A study by Australia's Department of Industry, Innovation and Science found that organisations could boost overall productivity and the economy by $140–250 billion by 2025 by adopting digital technologies.
In the past year, organisations have had no choice but to embrace fast-tracked digital transformations to accommodate the ongoing practice of working from home, leverage the continued prevalence of online shopping and learning, and continue giving customers the experience they expect.
During the process of digital transformation, some businesses discovered that clinging to their legacy systems and procedures hindered their transformations — sometimes significantly. Businesses must consider whether to completely retire legacy systems or determine whether incorporating them will support the organisation's broader digital transformation initiatives. There are four important questions to ask:
- Why undergo a digital transformation?
- What is the most critical business information?
- Who needs access to this critical business information?
- Which technologies will best support the transformation and achieve the organisation's goals?

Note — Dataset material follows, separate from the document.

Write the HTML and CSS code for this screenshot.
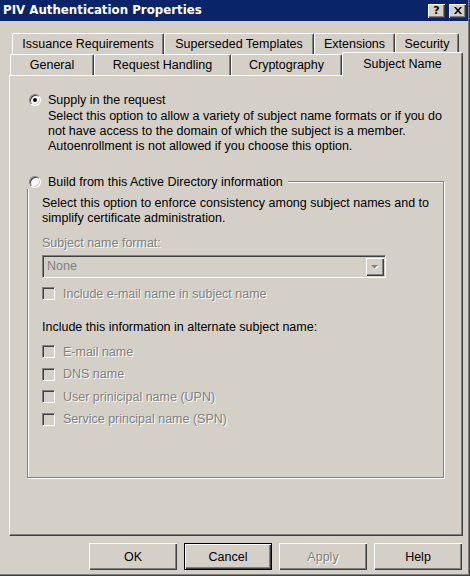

Organisations that have successfully completed a digital transformation process understand that it is about achieving a broader business goal, not just about incorporating technologies for their own sake.
A corporate leadership focused on change is critical. Leadership ought to look holistically at how existing best practices and technology platforms support the organisation's overall trajectory. Businesses need to be willing to adapt their core systems and processes not to where they are, but to where they want to be.
A key indicator that the time for this transformation has come is the presence of siloed information and business practices in various departments. This ultimately makes it difficult for people to communicate and collaborate.
Organisations are dealing with large volumes of client documents and data. Where this data is stored and how it is managed must not get in the way of providing quality client experience and workforce productivity.
If information is trapped in a data silo and is only available to one team, then all the insights are essentially cut off from others who might be able to use them. This sacrifices efficiency for effectiveness and puts up a barrier where one does not need to exist. Data needs to flow freely, not just between departments but across the entire organisation.
However, it's still important to ensure that data can only be accessed by those with correct authorisation, especially given many client documents are highly sensitive. An information breach could damage the firm's reputation in addition to being costly; the average cost of a data breach is more than $7 million.
With remote work further complicating matters, organisations must ensure that they retain visibility and control over information, regardless of where staff members are accessing it. They must ensure that information is only accessible by the right people without hindering productivity and collaboration.
Digital transformation must be seen as so much more than just pasting a technological veneer over existing business-as-usual systems and processes. Organisations that start their digital transformation journey with sound knowledge of what the business is will have a better understanding of the technologies that will be required.
Within the context of a digital transformation, nostalgia may not be an asset. If there is an existing legacy system that is holding the business back, and the only argument in favour of keeping it is ‘that's just the way the business has always done things', this could be very costly.
Decision-makers must dive deep into the business infrastructure, taking a close look at all interconnected components, systems, applications, workflows, data accessibility, and map out who needs what critical information.
It's essential to understand how they all fit together, how they are supposed to work together, and how one might be holding the others back. Legacy systems could be a help or a hindrance to the digital transformation process.
This is about so much more than just the organisation's IT investment. It's about creating a solid foundation that the business can build from to thrive and innovate for the next decade and beyond. Ultimately, it must be about using the right tools and systems to get the business to where it wants to go.